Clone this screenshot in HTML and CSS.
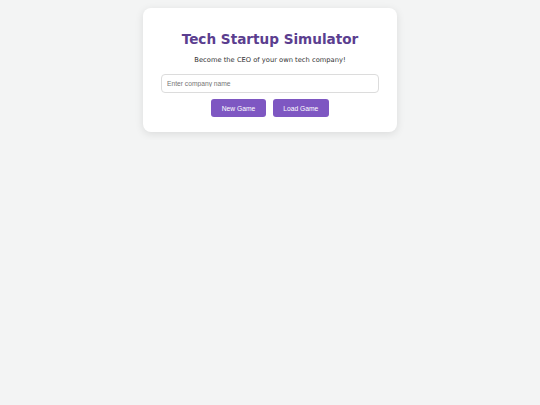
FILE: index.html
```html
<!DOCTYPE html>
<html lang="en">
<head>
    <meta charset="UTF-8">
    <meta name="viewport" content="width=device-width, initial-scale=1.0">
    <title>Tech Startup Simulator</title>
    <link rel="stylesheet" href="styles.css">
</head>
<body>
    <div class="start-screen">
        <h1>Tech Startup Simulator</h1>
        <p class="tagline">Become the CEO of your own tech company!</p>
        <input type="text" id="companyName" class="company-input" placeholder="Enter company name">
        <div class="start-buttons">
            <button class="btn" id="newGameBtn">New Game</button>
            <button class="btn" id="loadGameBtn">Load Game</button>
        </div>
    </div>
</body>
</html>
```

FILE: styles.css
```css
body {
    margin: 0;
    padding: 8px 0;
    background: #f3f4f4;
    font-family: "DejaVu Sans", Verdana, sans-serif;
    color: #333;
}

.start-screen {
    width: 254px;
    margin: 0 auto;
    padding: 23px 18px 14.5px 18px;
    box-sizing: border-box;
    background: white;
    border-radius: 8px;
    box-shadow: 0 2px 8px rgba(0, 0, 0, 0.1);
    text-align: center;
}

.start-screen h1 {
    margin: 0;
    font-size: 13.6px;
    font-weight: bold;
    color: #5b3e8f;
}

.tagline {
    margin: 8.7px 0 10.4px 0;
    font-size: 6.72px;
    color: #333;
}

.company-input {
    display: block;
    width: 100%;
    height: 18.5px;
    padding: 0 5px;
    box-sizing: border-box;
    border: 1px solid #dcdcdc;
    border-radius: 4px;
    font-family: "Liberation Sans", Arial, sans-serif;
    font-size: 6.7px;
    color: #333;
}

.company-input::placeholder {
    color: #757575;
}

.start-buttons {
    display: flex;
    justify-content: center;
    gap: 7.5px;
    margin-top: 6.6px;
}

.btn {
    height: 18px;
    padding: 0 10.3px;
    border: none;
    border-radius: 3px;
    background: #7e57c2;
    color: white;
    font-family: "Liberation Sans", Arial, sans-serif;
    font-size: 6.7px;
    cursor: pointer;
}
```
* * * * *
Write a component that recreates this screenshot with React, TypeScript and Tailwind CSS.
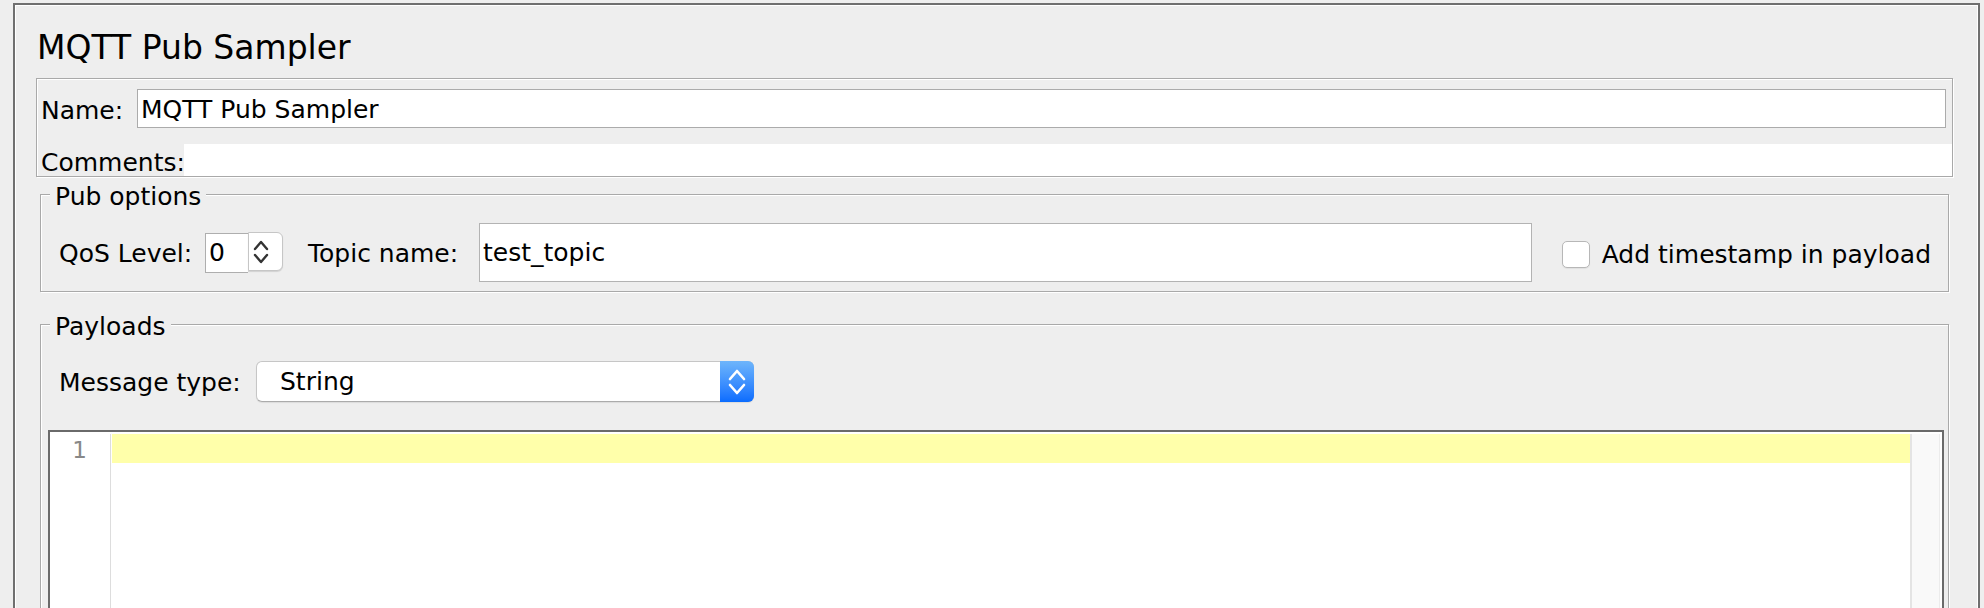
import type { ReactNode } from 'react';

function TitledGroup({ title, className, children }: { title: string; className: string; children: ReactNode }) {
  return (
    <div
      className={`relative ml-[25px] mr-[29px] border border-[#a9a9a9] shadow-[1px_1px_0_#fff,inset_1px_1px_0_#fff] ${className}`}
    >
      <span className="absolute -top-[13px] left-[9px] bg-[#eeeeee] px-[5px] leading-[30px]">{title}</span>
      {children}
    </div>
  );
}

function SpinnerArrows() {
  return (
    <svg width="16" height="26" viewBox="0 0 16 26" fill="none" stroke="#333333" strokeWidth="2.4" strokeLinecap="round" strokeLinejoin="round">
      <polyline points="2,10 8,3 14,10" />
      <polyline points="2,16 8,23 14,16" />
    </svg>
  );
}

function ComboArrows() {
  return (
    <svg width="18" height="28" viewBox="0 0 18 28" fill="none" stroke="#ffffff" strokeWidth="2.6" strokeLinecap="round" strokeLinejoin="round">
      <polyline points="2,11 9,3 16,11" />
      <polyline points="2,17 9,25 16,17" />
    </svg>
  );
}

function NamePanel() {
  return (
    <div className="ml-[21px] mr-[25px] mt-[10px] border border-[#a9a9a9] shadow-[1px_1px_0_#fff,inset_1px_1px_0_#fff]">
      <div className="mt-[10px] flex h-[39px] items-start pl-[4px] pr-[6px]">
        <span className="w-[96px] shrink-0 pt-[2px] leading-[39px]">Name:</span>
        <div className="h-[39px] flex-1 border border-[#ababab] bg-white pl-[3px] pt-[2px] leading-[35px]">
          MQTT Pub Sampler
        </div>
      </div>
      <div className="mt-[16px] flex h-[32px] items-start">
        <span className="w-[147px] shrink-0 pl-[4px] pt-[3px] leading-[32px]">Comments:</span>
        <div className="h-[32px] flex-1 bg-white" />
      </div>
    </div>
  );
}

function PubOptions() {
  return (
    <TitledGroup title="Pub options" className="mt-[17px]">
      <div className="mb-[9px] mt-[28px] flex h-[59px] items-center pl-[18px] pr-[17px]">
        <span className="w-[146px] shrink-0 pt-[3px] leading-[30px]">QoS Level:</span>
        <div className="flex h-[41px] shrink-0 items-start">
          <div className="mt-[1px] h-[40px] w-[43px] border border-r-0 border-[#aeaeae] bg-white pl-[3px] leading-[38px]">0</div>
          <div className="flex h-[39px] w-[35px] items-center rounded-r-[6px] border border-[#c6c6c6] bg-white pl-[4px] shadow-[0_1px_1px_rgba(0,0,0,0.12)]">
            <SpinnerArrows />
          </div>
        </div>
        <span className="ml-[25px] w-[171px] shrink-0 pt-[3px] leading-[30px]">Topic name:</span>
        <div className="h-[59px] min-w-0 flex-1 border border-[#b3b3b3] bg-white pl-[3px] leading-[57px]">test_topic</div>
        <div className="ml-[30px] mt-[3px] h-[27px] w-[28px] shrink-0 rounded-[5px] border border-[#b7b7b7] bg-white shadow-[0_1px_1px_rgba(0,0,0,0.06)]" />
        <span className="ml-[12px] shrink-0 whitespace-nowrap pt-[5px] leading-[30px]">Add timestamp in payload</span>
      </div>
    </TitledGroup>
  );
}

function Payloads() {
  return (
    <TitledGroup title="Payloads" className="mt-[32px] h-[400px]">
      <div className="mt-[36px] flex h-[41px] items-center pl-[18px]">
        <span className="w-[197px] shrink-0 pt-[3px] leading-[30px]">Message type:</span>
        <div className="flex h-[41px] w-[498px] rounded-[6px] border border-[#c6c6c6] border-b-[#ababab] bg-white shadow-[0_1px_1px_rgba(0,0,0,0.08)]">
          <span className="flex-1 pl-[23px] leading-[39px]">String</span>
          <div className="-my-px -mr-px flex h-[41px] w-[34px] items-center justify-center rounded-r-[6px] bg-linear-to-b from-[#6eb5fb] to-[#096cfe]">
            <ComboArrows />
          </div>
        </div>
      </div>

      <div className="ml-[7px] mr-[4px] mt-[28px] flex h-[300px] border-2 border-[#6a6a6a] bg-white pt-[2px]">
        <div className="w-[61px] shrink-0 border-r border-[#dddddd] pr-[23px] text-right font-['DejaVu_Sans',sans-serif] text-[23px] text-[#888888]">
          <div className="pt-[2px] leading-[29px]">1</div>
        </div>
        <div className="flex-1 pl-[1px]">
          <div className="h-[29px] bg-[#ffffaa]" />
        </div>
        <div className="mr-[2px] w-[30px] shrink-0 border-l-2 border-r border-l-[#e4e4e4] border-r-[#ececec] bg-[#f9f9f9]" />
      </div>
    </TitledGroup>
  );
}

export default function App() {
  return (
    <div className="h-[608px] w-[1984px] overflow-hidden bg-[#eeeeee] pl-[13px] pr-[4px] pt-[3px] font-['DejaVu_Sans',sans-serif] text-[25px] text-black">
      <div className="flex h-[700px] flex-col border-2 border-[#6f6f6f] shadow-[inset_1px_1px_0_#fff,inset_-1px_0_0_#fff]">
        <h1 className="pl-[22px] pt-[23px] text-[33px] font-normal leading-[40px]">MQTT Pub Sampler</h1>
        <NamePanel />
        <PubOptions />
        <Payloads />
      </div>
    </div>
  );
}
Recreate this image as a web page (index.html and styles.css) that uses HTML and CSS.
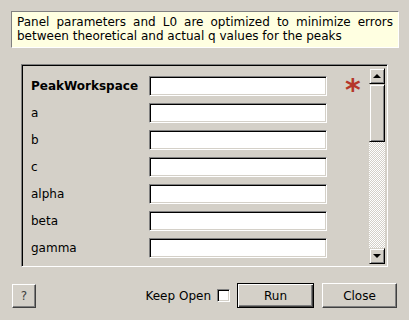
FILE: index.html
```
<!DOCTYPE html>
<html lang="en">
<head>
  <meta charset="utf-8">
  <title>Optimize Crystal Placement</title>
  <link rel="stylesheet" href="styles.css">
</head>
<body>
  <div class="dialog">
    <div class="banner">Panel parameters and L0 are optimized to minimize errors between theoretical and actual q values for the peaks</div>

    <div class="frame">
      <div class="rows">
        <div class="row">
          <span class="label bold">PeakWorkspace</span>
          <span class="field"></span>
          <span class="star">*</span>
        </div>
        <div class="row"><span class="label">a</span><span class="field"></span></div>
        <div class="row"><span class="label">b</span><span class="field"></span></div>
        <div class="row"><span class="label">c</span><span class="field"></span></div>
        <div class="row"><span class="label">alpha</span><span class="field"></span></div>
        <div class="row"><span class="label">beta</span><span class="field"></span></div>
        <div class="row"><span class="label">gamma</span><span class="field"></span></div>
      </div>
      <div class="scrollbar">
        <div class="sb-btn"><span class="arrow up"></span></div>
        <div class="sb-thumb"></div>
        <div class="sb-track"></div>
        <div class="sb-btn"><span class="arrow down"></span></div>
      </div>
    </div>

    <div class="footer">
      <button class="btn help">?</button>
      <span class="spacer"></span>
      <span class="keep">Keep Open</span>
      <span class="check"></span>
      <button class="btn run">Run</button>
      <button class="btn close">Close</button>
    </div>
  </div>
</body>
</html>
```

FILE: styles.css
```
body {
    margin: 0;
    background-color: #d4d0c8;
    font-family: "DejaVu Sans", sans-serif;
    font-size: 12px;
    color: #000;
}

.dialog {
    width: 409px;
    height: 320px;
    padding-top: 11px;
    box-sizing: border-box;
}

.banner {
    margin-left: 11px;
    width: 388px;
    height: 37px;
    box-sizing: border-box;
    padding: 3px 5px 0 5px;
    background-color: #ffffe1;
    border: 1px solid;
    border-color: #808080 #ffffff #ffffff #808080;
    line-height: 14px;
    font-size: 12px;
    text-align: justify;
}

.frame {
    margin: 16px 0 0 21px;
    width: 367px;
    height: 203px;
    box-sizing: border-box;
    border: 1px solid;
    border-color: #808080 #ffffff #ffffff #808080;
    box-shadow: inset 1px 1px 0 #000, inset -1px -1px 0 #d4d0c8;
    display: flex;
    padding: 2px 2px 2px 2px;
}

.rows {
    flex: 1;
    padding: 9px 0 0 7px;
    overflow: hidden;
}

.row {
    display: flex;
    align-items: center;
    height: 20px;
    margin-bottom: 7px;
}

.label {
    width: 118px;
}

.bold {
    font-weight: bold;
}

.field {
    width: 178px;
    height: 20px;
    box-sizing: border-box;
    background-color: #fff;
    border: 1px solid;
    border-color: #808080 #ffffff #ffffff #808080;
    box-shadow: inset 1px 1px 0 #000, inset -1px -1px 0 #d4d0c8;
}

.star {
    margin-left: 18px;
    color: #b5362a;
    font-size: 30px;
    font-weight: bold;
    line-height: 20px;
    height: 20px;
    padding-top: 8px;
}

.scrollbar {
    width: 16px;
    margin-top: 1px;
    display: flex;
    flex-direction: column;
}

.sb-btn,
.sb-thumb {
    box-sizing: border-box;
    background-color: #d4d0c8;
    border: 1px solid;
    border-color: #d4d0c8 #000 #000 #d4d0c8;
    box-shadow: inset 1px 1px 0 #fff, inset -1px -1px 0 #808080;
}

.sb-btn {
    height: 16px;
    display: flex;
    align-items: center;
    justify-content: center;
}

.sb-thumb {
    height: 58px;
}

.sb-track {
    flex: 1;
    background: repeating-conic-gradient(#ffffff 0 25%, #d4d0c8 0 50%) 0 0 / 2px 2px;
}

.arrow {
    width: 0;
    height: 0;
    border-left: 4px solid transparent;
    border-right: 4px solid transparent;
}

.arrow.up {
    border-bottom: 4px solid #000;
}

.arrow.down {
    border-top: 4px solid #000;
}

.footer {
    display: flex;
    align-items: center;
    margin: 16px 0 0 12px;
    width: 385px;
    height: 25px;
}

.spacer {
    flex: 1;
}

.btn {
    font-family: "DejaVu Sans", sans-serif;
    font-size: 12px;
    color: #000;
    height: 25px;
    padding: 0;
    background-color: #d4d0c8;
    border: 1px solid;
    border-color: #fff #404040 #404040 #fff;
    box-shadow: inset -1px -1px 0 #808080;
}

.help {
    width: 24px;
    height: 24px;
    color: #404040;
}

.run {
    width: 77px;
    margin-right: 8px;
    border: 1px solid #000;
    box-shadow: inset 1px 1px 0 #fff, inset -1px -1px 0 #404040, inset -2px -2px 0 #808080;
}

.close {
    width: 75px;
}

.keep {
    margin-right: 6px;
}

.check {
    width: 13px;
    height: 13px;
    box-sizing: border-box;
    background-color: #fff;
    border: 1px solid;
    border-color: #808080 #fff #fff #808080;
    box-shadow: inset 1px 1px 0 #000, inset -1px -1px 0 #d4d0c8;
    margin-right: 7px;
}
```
* * * * *
_Written task:_ Look over the records above and copy each line that includes the string "screenshot".

_Task response:_
Clone this screenshot in HTML and CSS.
Write a component that recreates this screenshot with React, TypeScript and Tailwind CSS.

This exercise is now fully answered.